Des expéri­ences hors accéléra­teurs sont actuelle­ment en cours pour rechercher directe­ment cette “matière noire”, et pour­raient dès les prochaines années tester l’hy­pothèse de la super­symétrie. Les accéléra­teurs de haute énergie actuels et futurs recherchent tout aus­si active­ment des signes de cette nou­velle physique.

Une autre pos­si­bil­ité, apparue récem­ment, évoque l’ex­is­tence de dimen­sions sup­plé­men­taires de l’e­space-temps (en plus des 4 habituelles), acces­si­bles dès l’én­ergie du LHC. On ver­rait ain­si des par­tic­ules pro­duites dans les col­li­sions, dis­paraître dans une 5e ou 6è dimension !

Conclusion

La recherche de “l’élé­men­taire” est un sujet en pleine forme.

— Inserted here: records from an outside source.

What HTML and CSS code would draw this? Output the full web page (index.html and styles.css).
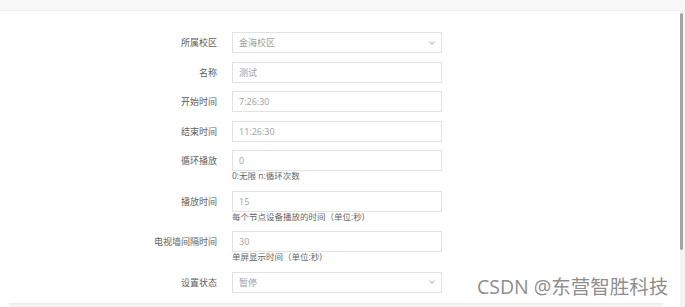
FILE: index.html
```html
<!DOCTYPE html>
<html lang="zh-CN">
<head>
<meta charset="UTF-8">
<title>编辑</title>
<link rel="stylesheet" href="styles.css">
</head>
<body>
<div class="modal">
  <div class="modal-header">
    <span class="modal-title">编辑播放</span>
    <span class="modal-close">×</span>
  </div>
  <div class="modal-content">
    <div class="modal-body">
      <div class="form-row">
        <label>所属校区</label>
        <div class="fake-select">
          <span>金海校区</span>
          <svg width="6" height="4" viewBox="0 0 6 4"><path d="M0.5 0.8 L3 3.2 L5.5 0.8" fill="none" stroke="#999" stroke-width="1"/></svg>
        </div>
      </div>
      <div class="form-row">
        <label>名称</label>
        <input type="text" value="测试">
      </div>
      <div class="form-row">
        <label>开始时间</label>
        <input type="text" value="7:26:30">
      </div>
      <div class="form-row">
        <label>结束时间</label>
        <input type="text" value="11:26:30">
      </div>
      <div class="form-row has-help">
        <label>循环播放</label>
        <input type="text" value="0">
        <div class="help">0:无限 n:循环次数</div>
      </div>
      <div class="form-row has-help">
        <label>播放时间</label>
        <input type="text" value="15">
        <div class="help">每个节点设备播放的时间（单位:秒)</div>
      </div>
      <div class="form-row has-help">
        <label>电视墙间隔时间</label>
        <input type="text" value="30">
        <div class="help">单屏显示时间（单位:秒)</div>
      </div>
      <div class="form-row">
        <label>设置状态</label>
        <div class="fake-select">
          <span>暂停</span>
          <svg width="6" height="4" viewBox="0 0 6 4"><path d="M0.5 0.8 L3 3.2 L5.5 0.8" fill="none" stroke="#999" stroke-width="1"/></svg>
        </div>
      </div>
      <div class="footer-line"></div>
    </div>
    <div class="scrollbar">
      <div class="thumb"></div>
    </div>
  </div>
  <div class="watermark">CSDN @东营智胜科技</div>
</div>
</body>
</html>
```

FILE: styles.css
```css
body {
  margin: 0;
  font-family: "Open Sans", "Noto Sans CJK SC", sans-serif;
  background-color: #ffffff;
}
.modal {
  position: relative;
  width: 685px;
  height: 307px;
  overflow: hidden;
}
.modal-header {
  height: 10px;
  background-color: #f8f8f8;
  border-bottom: 1px solid #eeeeee;
  display: flex;
  justify-content: space-between;
  align-items: flex-end;
  padding: 0 10px 0 8px;
  overflow: hidden;
  font-size: 12px;
  line-height: 14px;
  color: #333333;
}
.modal-title,
.modal-close {
  margin-bottom: 8px;
}
.modal-content {
  display: flex;
  height: 296px;
}
.modal-body {
  flex: 1;
  padding-top: 21px;
}
.form-row {
  display: grid;
  grid-template-columns: 217px 210px;
  column-gap: 15px;
  align-items: center;
  margin-bottom: 8.5px;
}
.form-row.has-help {
  margin-bottom: 9.5px;
}
.form-row label {
  text-align: right;
  font-size: 9px;
  color: #606060;
}
.form-row input,
.fake-select {
  box-sizing: border-box;
  height: 21px;
  width: 210px;
  margin: 0;
  padding: 0 6px;
  border: 1px solid #e2e2e2;
  background-color: #ffffff;
  font-family: inherit;
  font-size: 9px;
  color: #a0a0a0;
  outline: none;
}
.fake-select {
  display: flex;
  justify-content: space-between;
  align-items: center;
}
.help {
  grid-column: 2;
  font-size: 8.5px;
  line-height: 10px;
  color: #666666;
}
.footer-line {
  margin: 10px 0 0 9px;
  width: 654px;
  height: 6px;
  background-color: #f3f3f3;
  border-top: 1px solid #ebebeb;
}
.scrollbar {
  width: 5px;
  background-color: #f4f4f4;
  padding-top: 2px;
}
.thumb {
  width: 3px;
  height: 237px;
  background-color: #a5a5a5;
  border-radius: 2px;
}
.watermark {
  position: absolute;
  left: 477px;
  top: 275px;
  font-size: 19.5px;
  line-height: 24px;
  color: #8e8e8e;
  white-space: nowrap;
}
```
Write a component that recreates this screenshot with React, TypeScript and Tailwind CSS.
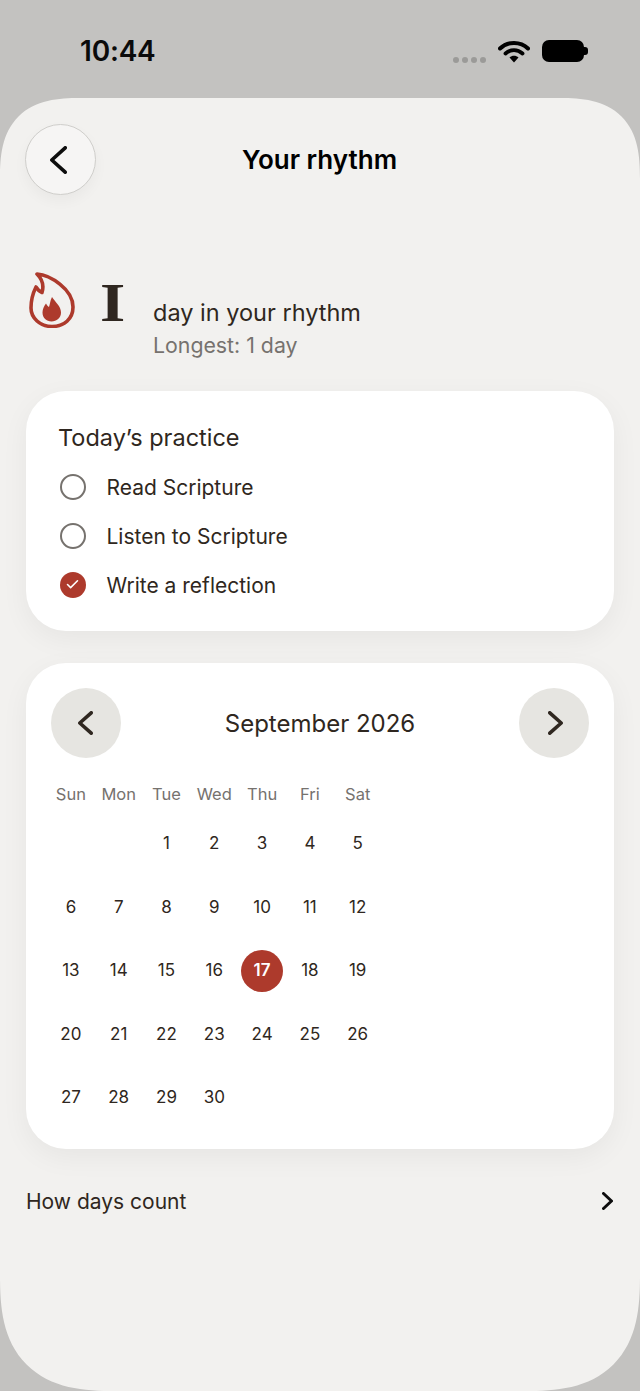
import { Check } from "lucide-react";

const WEEKDAYS = ["Sun", "Mon", "Tue", "Wed", "Thu", "Fri", "Sat"];
const PRACTICES = [
  { label: "Read Scripture", done: false },
  { label: "Listen to Scripture", done: false },
  { label: "Write a reflection", done: true },
];
// September 2026 starts on a Tuesday
const DAYS: (number | null)[] = [null, null, ...Array.from({ length: 30 }, (_, i) => i + 1)];

function Chevron({ dir, w, h, stroke, color }: { dir: "left" | "right"; w: number; h: number; stroke: number; color: string }) {
  const p = stroke / 2;
  const points =
    dir === "left"
      ? `${w - p},${p} ${p},${h / 2} ${w - p},${h - p}`
      : `${p},${p} ${w - p},${h / 2} ${p},${h - p}`;
  return (
    <svg width={w} height={h} viewBox={`0 0 ${w} ${h}`} className="shrink-0">
      <polyline points={points} fill="none" stroke={color} strokeWidth={stroke} strokeLinecap="round" strokeLinejoin="round" />
    </svg>
  );
}

function StatusBar() {
  return (
    <div className="h-[98px] shrink-0 flex items-start justify-between pt-[34px] pl-[80px] pr-[52px]">
      <span className="text-[28px] leading-[34px] font-semibold text-[#0b0b0b] tracking-[-0.2px]">10:44</span>
      <div className="flex items-start pt-[6px]">
        <div className="flex gap-[3px] mt-[17px] mr-[12px]">
          <span className="w-[6px] h-[6px] rounded-full bg-[#9b9a98]" />
          <span className="w-[6px] h-[6px] rounded-full bg-[#9b9a98]" />
          <span className="w-[6px] h-[6px] rounded-full bg-[#9b9a98]" />
          <span className="w-[6px] h-[6px] rounded-full bg-[#9b9a98]" />
        </div>
        <svg width="32" height="23" viewBox="0 0 32 23" className="mr-[12px]">
          <path d="M2 8.500C9.500 1 22.500 1 30 8.500" fill="none" stroke="#000" strokeWidth="4" strokeLinecap="round" />
          <path d="M7.500 13.500C12.500 9 19.500 9 24.500 13.500" fill="none" stroke="#000" strokeWidth="3.800" strokeLinecap="round" />
          <path d="M11.500 17.500C14 15 18 15 20.500 17.500L16 22.500Z" fill="#000" />
        </svg>
        <div className="w-[42px] h-[22px] rounded-[7px] bg-black" />
        <div className="w-[4px] h-[8px] rounded-r-[3px] bg-black mt-[7px]" />
      </div>
    </div>
  );
}

function Flame() {
  return (
    <svg width="46" height="56" viewBox="0 0 46 56" className="shrink-0 ml-[3px]">
      <path
        d="M8 2C21 3 44 17 44 35C44 47 35 54.500 23 54.500C11 54.500 2 46 2 36C2 27 4 21 7 15C8.500 17.500 10.500 19.500 13 20.500C15 14 13 7 8 2Z"
        fill="none"
        stroke="#ad3a2c"
        strokeWidth="3.600"
        strokeLinejoin="round"
      />
      <path
        d="M23 25C26 30 32 34 32 40.500C32 46 27.500 49.500 22.500 49.500C17.500 49.500 13.500 46 13.500 40.500C13.500 37 15 34 17 31.500C18 33.500 19 34.500 20 35C21 32 21 29 23 25Z"
        fill="#ad3a2c"
      />
    </svg>
  );
}

export default function App() {
  return (
    <div className="w-[640px] h-[1391px] overflow-hidden flex flex-col bg-[#c3c2c0] font-['Inter',sans-serif] text-[#2f2720]">
      <StatusBar />
      <div className="flex-1 rounded-t-[80px] rounded-b-[115px] [corner-shape:superellipse(1.4)] bg-[#f2f1ef] px-[26px]">
        <div className="relative flex items-center h-[71px] mt-[26px] -ml-px">
          <button className="w-[71px] h-[71px] rounded-full border border-[#cfcecb] bg-[#f6f5f4] shadow-[0_6px_14px_rgba(0,0,0,0.04)] flex items-center justify-center">
            <span className="-ml-[5px] flex">
              <Chevron dir="left" w={17} h={28} stroke={3.600} color="#0d0d0d" />
            </span>
          </button>
          <h1 className="absolute left-0 right-0 text-center text-[26px] leading-[32px] font-semibold text-black">
            Your rhythm
          </h1>
        </div>

        <div className="flex mt-[77px] h-[90px]">
          <Flame />
          <span className="inline-block w-[53px] ml-[25px] mt-[1px] origin-left scale-x-[1.18] font-['Liberation_Serif',serif] text-[55px] leading-[60px] font-bold">I</span>
          <div className="pt-[25px]">
            <p className="text-[23.500px] leading-[32px]">day in your rhythm</p>
            <p className="text-[21.300px] leading-[32px] text-[#76726e]">Longest: 1 day</p>
          </div>
        </div>

        <section className="h-[240px] mt-[29px] rounded-[40px] bg-white shadow-[0_8px_28px_rgba(0,0,0,0.05)] pl-[32px] pt-[30px]">
          <h2 className="text-[23.500px] leading-[34px]">Today’s practice</h2>
          <ul className="mt-[7px]">
            {PRACTICES.map((p) => (
              <li key={p.label} className="flex items-center h-[49px] pl-[1.500px]">
                {p.done ? (
                  <span className="w-[26px] h-[26px] rounded-full bg-[#ad3a2c] flex items-center justify-center">
                    <Check size={15} strokeWidth={2.500} color="#fff" />
                  </span>
                ) : (
                  <span className="w-[26px] h-[26px] rounded-full border-[2px] border-[#76726e]" />
                )}
                <span className="ml-[21px] mt-[2px] text-[21px] leading-[30px]">{p.label}</span>
              </li>
            ))}
          </ul>
        </section>

        <section className="h-[486px] mt-[32px] rounded-[40px] bg-white shadow-[0_8px_28px_rgba(0,0,0,0.05)] px-[25px] pt-[25px]">
          <div className="flex items-center justify-between">
            <button className="w-[70px] h-[70px] rounded-full bg-[#e6e5e1] flex items-center justify-center">
              <span className="-ml-[2px] flex">
                <Chevron dir="left" w={15} h={24} stroke={3.600} color="#2f2720" />
              </span>
            </button>
            <h2 className="mt-[2px] text-[24px] leading-[32px]">September 2026</h2>
            <button className="w-[70px] h-[70px] rounded-full bg-[#e6e5e1] flex items-center justify-center">
              <span className="ml-[2px] flex">
                <Chevron dir="right" w={15} h={24} stroke={3.600} color="#2f2720" />
              </span>
            </button>
          </div>
          <div className="grid grid-cols-[repeat(7,47.800px)] -ml-[4px] mt-[24px]">
            {WEEKDAYS.map((d) => (
              <span key={d} className="h-[24px] flex items-center justify-center text-[16.500px] text-[#76726e]">
                {d}
              </span>
            ))}
          </div>
          <div className="grid grid-cols-[repeat(7,47.800px)] auto-rows-[63.500px] -ml-[4px] mt-[6px]">
            {DAYS.map((d, i) => (
              <div key={i} className="flex items-center justify-center text-[17px]">
                {d === 17 ? (
                  <span className="w-[42px] h-[42px] rounded-full bg-[#ad3a2c] text-white font-semibold flex items-center justify-center">
                    {d}
                  </span>
                ) : (
                  d
                )}
              </div>
            ))}
          </div>
        </section>

        <div className="flex items-center justify-between mt-[36px] h-[32px]">
          <span className="mt-[2px] text-[21px]">How days count</span>
          <span className="mr-[1px] flex">
            <Chevron dir="right" w={11} h={18} stroke={3} color="#0d0d0d" />
          </span>
        </div>
      </div>
    </div>
  );
}
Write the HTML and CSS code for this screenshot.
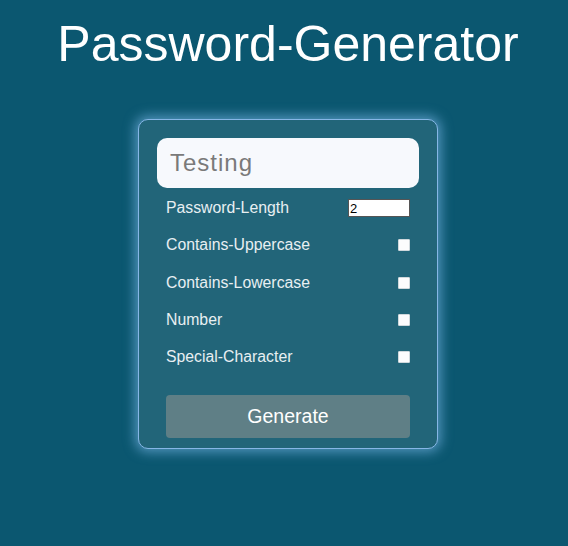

L’ap­proche du démar­rage de LHC, les rap­proche­ments avec la cos­molo­gie, les nou­velles per­spec­tives dans le domaine des neu­tri­nos nous promet­tent une décen­nie riche de décou­vertes expéri­men­tales et d’a­vancées intel­lectuelles. Si le but de cette recherche est avant tout l’ac­croisse­ment des con­nais­sances, les développe­ments tech­nologiques qui l’ac­com­pa­g­nent (dont le plus reten­tis­sant est l’in­ven­tion du Web au Cern) sont aus­si un apport immé­di­at à la société.